:: GIVEN TASK ::
State the number of lines, and only that number, in which the word "screenshot" appears.

--- Start TASK MATERIAL ---

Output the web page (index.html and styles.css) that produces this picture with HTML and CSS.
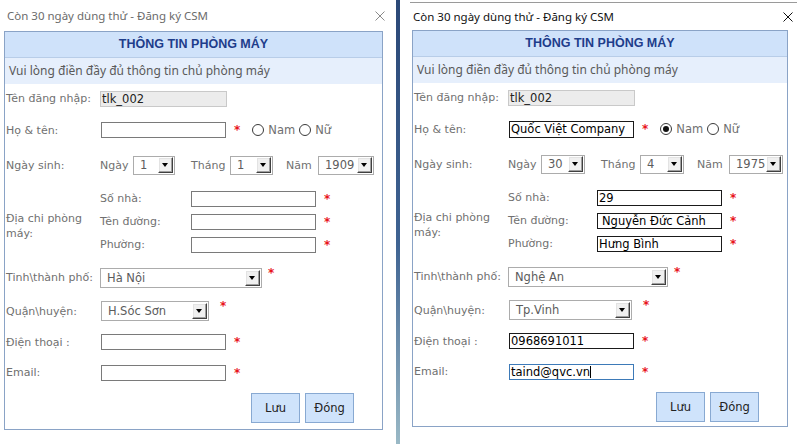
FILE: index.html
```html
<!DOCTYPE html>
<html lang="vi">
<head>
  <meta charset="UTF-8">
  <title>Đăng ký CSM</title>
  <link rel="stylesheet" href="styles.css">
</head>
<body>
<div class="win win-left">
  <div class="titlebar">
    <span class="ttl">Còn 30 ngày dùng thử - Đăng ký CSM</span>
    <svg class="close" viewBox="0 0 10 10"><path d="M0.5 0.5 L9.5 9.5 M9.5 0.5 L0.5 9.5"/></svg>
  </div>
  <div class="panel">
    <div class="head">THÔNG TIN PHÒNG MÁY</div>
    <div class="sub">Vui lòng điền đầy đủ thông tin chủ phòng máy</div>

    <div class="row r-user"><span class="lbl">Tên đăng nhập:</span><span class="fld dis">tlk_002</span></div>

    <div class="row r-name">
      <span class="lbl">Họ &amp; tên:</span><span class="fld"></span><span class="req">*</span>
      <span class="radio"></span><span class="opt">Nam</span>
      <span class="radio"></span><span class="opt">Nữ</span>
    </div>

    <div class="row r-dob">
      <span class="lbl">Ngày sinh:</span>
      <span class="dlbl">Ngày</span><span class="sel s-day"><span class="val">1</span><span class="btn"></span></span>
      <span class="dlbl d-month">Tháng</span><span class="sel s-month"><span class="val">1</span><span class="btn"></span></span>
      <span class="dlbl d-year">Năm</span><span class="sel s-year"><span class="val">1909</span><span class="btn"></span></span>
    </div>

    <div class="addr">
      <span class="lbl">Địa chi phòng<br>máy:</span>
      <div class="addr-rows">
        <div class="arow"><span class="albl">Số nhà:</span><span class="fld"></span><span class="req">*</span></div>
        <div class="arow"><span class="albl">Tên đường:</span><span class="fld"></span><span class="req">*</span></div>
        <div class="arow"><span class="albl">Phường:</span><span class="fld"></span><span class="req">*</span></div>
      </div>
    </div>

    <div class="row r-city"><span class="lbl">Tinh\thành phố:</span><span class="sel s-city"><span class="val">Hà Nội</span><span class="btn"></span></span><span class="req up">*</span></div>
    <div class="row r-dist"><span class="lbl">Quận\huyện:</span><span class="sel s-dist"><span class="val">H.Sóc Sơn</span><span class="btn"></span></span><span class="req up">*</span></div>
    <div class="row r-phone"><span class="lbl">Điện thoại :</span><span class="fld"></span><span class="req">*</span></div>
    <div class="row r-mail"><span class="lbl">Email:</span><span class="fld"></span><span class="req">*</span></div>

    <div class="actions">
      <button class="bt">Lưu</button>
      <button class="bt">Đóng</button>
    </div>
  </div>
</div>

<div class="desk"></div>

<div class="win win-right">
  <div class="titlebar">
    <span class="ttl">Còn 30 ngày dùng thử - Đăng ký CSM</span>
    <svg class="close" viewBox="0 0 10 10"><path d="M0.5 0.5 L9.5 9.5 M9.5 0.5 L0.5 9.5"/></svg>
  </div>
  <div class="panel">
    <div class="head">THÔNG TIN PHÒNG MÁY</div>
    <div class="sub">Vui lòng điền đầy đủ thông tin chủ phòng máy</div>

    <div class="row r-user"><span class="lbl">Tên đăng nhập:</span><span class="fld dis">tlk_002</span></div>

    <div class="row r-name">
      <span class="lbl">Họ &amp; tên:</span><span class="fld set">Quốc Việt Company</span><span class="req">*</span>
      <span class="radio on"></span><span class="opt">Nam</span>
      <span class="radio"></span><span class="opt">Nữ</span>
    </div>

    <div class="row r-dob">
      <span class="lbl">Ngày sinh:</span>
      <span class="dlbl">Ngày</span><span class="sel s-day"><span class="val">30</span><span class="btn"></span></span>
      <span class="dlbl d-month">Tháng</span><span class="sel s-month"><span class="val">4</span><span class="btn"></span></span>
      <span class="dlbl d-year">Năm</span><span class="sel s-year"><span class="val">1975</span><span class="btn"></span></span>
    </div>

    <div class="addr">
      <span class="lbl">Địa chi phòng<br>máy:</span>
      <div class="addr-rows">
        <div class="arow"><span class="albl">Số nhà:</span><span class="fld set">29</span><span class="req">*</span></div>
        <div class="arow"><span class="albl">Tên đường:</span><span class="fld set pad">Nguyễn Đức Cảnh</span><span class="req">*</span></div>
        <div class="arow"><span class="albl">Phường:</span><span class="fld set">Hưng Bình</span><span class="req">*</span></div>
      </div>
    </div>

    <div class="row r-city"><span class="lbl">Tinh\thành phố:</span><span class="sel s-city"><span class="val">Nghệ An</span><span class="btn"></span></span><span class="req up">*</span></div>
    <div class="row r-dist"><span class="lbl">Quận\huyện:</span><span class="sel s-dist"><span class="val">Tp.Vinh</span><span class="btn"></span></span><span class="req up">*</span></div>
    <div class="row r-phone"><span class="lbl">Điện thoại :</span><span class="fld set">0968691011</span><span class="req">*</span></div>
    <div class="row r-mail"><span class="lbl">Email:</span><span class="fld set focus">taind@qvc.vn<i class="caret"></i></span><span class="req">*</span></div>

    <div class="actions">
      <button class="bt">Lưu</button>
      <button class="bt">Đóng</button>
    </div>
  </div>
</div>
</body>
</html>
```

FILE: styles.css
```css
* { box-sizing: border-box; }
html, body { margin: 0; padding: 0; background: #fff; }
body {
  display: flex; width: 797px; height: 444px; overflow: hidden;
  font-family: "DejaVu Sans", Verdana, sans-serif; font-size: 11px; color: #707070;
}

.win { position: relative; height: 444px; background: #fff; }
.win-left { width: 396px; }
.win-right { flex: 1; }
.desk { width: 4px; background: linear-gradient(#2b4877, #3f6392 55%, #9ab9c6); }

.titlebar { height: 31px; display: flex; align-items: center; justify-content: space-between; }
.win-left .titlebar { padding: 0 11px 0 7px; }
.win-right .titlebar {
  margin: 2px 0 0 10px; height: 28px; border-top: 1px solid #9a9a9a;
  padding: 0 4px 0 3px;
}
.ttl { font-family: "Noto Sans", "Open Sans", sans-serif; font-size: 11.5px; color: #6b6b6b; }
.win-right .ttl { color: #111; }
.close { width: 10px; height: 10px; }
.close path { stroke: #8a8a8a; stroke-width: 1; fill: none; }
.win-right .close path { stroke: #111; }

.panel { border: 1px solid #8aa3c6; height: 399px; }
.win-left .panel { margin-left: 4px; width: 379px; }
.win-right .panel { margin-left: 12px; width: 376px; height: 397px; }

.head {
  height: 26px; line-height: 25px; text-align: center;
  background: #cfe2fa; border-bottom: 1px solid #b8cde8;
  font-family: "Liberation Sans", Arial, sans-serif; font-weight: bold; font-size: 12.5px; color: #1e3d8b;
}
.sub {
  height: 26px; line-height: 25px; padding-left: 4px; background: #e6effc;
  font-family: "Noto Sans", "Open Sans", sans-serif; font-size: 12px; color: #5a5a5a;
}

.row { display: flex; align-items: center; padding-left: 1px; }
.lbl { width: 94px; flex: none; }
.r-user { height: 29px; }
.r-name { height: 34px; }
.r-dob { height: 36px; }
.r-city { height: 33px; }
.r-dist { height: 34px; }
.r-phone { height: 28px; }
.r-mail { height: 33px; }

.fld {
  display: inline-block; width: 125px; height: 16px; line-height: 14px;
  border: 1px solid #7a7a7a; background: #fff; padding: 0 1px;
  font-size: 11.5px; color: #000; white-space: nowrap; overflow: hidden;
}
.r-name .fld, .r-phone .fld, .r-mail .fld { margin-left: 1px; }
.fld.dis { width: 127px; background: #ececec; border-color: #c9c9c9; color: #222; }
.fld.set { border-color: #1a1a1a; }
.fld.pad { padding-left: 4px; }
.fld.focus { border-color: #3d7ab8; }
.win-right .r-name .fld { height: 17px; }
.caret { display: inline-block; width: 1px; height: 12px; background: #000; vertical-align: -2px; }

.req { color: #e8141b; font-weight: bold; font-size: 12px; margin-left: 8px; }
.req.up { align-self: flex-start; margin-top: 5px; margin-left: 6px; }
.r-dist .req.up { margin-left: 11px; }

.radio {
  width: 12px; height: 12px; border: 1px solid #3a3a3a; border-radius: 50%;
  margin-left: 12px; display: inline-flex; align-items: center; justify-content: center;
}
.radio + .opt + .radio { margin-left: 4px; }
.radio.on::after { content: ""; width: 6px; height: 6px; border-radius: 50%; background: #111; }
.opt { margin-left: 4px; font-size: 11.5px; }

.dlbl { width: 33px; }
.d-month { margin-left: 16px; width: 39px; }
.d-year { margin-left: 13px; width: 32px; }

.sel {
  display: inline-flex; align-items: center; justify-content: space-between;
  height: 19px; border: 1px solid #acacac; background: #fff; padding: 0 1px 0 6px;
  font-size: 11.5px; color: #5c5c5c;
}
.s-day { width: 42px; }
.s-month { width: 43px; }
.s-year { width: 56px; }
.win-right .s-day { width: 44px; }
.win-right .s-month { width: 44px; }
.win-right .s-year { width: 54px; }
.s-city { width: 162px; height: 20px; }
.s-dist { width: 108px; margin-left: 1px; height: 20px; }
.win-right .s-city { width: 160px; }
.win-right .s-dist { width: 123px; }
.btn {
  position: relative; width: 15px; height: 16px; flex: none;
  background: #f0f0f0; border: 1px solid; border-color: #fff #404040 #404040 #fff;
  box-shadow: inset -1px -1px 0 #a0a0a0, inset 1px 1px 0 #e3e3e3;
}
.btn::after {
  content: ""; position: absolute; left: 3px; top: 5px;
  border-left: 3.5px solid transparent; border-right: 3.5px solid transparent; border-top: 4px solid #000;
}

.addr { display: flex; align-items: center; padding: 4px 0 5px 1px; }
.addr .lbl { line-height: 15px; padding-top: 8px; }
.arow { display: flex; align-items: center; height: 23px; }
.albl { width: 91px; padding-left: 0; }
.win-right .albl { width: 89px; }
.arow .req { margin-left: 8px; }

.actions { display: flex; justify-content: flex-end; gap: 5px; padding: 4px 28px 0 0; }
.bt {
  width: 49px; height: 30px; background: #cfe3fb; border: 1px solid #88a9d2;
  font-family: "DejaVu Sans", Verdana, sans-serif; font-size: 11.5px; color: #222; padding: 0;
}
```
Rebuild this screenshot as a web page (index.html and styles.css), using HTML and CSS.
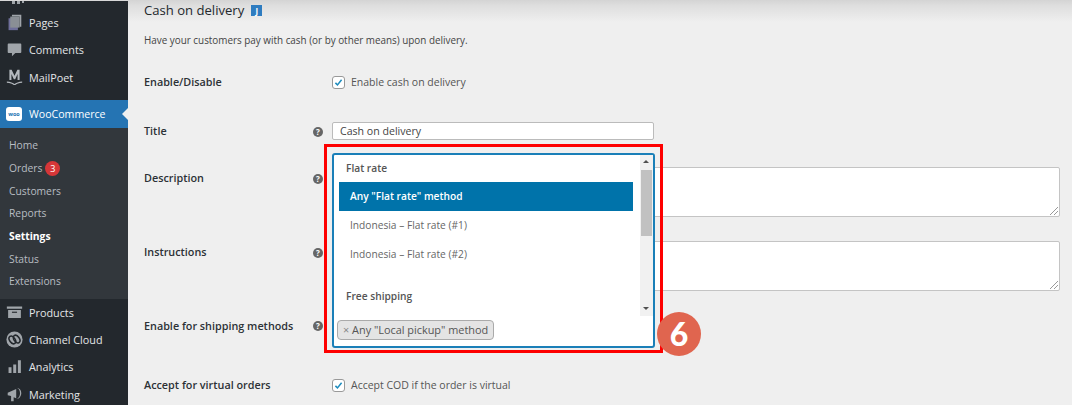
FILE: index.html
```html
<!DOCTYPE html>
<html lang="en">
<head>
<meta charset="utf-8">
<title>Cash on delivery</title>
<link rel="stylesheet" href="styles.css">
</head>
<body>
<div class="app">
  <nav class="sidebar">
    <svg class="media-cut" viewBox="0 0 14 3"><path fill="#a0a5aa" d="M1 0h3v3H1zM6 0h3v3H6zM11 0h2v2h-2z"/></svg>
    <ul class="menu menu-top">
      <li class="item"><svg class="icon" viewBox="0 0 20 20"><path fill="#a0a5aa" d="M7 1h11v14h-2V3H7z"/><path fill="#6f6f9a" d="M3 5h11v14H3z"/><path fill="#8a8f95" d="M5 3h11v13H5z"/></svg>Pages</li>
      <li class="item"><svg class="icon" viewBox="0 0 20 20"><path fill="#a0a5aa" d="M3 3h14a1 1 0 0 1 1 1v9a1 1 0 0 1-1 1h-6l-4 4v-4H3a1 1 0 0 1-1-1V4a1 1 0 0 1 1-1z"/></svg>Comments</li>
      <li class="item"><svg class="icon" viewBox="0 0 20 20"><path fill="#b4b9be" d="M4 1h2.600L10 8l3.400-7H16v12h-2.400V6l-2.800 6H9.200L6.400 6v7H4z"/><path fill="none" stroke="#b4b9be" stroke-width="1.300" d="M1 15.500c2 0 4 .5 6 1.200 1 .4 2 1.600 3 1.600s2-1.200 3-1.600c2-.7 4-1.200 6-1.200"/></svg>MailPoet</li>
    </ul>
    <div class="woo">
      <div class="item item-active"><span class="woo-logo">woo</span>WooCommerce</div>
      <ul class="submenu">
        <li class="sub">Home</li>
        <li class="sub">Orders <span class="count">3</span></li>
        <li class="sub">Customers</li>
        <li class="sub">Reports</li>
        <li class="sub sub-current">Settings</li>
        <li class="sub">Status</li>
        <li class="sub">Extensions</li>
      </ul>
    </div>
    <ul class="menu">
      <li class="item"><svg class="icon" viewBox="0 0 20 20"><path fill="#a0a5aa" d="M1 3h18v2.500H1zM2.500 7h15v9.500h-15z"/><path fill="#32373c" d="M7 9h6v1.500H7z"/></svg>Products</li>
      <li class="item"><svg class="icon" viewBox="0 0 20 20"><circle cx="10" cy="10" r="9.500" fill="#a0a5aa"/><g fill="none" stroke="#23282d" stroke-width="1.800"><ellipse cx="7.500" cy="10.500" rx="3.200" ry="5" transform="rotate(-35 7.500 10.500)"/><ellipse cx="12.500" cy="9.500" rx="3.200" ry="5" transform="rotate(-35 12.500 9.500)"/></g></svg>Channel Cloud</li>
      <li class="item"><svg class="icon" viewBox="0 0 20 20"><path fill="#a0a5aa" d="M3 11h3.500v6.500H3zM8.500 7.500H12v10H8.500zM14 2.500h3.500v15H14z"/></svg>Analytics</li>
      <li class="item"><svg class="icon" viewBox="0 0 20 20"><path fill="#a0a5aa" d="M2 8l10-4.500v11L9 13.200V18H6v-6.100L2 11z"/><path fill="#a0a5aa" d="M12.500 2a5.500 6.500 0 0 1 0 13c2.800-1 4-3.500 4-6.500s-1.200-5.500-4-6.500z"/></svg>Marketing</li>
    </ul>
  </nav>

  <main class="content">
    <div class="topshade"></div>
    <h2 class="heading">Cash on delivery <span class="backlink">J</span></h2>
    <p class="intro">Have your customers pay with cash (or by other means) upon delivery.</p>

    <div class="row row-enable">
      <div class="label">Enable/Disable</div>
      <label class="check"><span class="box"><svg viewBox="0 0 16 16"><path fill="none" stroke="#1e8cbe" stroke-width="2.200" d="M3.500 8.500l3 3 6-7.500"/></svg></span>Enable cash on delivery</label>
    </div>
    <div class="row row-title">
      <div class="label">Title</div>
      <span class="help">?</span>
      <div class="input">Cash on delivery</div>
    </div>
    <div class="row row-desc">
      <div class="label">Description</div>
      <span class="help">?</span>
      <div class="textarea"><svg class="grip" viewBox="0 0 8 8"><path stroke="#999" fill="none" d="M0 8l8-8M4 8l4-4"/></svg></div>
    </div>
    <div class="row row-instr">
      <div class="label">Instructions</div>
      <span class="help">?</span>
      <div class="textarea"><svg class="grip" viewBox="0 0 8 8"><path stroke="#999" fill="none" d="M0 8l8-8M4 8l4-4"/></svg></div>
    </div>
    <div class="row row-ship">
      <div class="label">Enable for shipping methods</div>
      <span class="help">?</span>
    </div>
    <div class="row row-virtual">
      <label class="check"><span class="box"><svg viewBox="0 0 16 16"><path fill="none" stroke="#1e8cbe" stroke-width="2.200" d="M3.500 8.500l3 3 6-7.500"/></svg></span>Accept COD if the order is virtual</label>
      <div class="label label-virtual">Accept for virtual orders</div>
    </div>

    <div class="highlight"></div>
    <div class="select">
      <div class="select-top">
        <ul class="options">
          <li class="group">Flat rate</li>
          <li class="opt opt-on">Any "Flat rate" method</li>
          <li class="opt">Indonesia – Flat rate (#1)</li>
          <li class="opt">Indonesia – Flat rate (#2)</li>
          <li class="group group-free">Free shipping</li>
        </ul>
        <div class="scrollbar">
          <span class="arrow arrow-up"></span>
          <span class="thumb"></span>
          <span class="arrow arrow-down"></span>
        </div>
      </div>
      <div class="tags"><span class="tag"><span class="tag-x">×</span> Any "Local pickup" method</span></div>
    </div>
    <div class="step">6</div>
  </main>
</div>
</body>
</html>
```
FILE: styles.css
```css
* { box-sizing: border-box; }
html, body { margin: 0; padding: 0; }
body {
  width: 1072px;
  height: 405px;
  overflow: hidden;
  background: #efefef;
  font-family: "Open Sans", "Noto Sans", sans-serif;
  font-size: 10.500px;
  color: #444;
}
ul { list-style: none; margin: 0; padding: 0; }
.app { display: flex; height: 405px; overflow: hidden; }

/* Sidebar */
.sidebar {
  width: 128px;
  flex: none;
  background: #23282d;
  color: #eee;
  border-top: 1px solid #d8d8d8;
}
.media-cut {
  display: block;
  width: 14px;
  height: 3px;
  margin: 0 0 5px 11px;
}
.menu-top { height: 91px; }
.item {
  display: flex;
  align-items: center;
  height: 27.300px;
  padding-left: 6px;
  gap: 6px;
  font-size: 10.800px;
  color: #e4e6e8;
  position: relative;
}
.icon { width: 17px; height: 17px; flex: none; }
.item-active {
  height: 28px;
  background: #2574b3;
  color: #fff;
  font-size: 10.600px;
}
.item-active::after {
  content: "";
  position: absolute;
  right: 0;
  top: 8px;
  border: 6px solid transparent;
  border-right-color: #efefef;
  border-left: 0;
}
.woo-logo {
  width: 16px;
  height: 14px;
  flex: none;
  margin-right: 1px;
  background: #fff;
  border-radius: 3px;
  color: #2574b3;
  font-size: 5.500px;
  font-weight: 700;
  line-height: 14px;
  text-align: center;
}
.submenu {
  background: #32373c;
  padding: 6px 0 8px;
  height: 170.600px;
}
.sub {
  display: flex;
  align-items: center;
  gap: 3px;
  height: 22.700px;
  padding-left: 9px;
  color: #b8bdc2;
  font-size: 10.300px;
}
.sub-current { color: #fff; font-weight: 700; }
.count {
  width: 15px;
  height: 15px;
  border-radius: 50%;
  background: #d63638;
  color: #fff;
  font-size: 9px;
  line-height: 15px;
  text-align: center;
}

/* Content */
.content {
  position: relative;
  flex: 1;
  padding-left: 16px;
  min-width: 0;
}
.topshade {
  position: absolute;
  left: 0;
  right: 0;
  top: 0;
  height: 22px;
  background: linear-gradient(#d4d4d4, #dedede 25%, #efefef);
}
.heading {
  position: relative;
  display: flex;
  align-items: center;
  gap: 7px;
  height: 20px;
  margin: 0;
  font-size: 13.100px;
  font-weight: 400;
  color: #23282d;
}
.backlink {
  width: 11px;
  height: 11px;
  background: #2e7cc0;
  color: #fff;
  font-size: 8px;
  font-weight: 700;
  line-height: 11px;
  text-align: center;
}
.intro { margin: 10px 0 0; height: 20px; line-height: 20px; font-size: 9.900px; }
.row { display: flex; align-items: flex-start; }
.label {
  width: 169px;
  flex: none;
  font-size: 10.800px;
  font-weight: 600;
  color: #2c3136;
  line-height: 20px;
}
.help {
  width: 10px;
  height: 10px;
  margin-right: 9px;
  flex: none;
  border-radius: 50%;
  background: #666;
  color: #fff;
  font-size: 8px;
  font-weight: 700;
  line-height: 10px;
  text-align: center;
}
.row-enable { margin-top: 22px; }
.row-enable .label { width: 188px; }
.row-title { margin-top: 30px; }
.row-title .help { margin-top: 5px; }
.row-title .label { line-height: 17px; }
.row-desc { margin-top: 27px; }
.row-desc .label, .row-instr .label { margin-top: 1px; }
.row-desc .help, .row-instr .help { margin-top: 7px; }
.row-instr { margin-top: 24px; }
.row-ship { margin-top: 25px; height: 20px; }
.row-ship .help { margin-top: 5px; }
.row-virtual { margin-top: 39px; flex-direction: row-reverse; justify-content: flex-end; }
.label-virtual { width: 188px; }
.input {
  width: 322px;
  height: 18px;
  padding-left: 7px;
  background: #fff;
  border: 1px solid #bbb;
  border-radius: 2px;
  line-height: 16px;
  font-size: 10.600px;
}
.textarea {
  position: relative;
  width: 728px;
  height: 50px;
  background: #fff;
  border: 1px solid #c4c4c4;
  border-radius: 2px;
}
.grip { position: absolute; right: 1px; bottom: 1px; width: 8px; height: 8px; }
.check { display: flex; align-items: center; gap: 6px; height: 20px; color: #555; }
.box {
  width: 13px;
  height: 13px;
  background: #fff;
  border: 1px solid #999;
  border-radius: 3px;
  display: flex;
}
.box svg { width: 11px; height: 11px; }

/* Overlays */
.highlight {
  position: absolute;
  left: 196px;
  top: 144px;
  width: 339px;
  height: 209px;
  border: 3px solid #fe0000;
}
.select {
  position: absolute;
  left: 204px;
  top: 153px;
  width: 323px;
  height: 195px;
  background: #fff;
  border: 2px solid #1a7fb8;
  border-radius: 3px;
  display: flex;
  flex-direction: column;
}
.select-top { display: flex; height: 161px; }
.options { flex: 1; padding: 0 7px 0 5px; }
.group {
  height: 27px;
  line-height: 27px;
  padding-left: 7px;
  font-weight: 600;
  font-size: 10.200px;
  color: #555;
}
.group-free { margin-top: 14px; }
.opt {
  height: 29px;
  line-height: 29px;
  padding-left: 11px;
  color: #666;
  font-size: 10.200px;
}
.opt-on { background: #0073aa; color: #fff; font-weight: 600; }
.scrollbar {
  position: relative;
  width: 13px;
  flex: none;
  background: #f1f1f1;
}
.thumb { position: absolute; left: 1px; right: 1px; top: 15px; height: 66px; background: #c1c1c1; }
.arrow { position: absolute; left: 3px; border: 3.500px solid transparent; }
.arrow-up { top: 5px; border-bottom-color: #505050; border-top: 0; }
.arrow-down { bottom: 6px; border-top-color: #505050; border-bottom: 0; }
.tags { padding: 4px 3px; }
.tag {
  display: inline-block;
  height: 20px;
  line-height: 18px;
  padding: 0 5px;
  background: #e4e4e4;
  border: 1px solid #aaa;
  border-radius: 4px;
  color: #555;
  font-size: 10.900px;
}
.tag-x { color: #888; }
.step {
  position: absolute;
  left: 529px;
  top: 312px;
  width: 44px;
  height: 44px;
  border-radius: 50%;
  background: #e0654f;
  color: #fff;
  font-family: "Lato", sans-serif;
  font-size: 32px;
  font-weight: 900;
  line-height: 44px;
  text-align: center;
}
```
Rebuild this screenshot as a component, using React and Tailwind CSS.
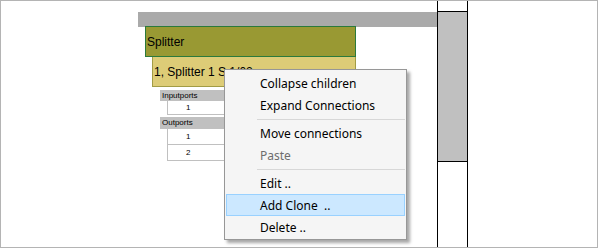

--- End TASK MATERIAL ---

:: FINISHED ANSWER ::
2